Let's cut the BS. You've invested time, money, and sweat into your home gym setup, but your results are... underwhelming. Maybe you're not getting stronger. Maybe you're dealing with nagging injuries. Or maybe you're just bored out of your mind doing the same tired routine.
Here's the truth: most home workout setups fail for predictable, fixable reasons. And no, the answer isn't always "join a gym" or "hire a $200/hour trainer." The answer is understanding what's actually holding you back and having the guts to fix it.
We're breaking down the 10 most common reasons your full body workout at home isn't delivering results: and more importantly, how to turn things around starting today.

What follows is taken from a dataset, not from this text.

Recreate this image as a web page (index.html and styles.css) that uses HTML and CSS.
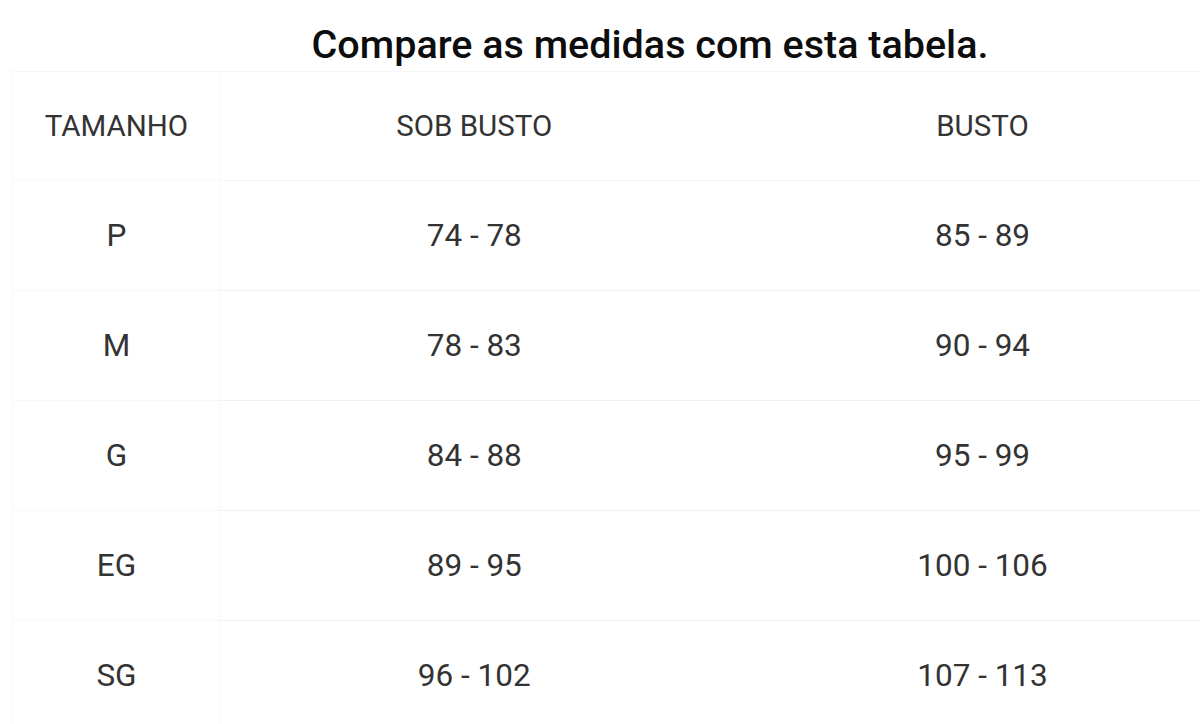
FILE: index.html
```html
<!DOCTYPE html>
<html lang="pt">
<head>
<meta charset="utf-8">
<title>Tabela de medidas</title>
<link rel="stylesheet" href="styles.css">
</head>
<body>
<div class="page">
  <h1 class="title">Compare as medidas com esta tabela.</h1>
  <table class="sizes">
    <colgroup>
      <col class="c-size">
      <col class="c-under">
      <col class="c-bust">
    </colgroup>
    <thead>
      <tr>
        <th class="first">TAMANHO</th>
        <th>SOB BUSTO</th>
        <th>BUSTO</th>
      </tr>
    </thead>
    <tbody>
      <tr><td class="first">P</td><td>74 - 78</td><td>85 - 89</td></tr>
      <tr><td class="first">M</td><td>78 - 83</td><td>90 - 94</td></tr>
      <tr><td class="first">G</td><td>84 - 88</td><td>95 - 99</td></tr>
      <tr><td class="first">EG</td><td>89 - 95</td><td>100 - 106</td></tr>
      <tr><td class="first">SG</td><td>96 - 102</td><td>107 - 113</td></tr>
    </tbody>
  </table>
</div>
</body>
</html>
```

FILE: styles.css
```css
html, body {
  margin: 0;
  padding: 0;
  background: #ffffff;
  overflow: hidden;
}

body {
  font-family: Roboto, "Liberation Sans", Arial, sans-serif;
  color: #333333;
}

.page {
  width: 1200px;
  height: 724px;
  padding-left: 12px;
  box-sizing: border-box;
}

.title {
  margin: 25px 0 6px 0;
  padding-left: 88px;
  font-size: 39.5px;
  line-height: 40px;
  font-weight: 500;
  color: #0d0d0d;
  text-align: center;
}

.sizes {
  border-collapse: collapse;
  table-layout: fixed;
  width: 1225px;
  border-top: 1px solid #f7f7f7;
  border-left: 1px solid #f7f7f7;
}

.c-size { width: 208px; }
.c-under { width: 507px; }
.c-bust { width: 510px; }

.sizes th,
.sizes td {
  padding: 0;
  text-align: center;
  vertical-align: middle;
  border-bottom: 1px solid #f1f1f1;
}

.sizes th {
  height: 108px;
  font-size: 29.5px;
  font-weight: 400;
  color: #333333;
  border-bottom-color: #f6f6f6;
}

.sizes td {
  height: 109px;
  font-size: 31.5px;
  color: #333333;
}

.sizes .first {
  border-right: 1px solid #f7f7f7;
  border-bottom-color: #f8f8f8;
}
```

1. Your Form Sucks (And You Don't Even Know It)
Without a coach or training partner watching your every rep, you're flying blind. That "perfect" pull-up? Your shoulders are probably compensating. Those pistol squats? Your knee is caving in ways that'll haunt you later.
Poor form doesn't just kill your gains: it's a one-way ticket to injury town. And here's the kicker: you can't feel bad form until it's too late.
The Fix: Set up your phone and record every training session. Watch your form between sets. It's humbling, but it works. Better yet, invest in a mirror or position yourself where you can see your movement patterns in real-time. Master the basics with bodyweight before you even think about adding load. Your ego might take a hit, but your joints will thank you.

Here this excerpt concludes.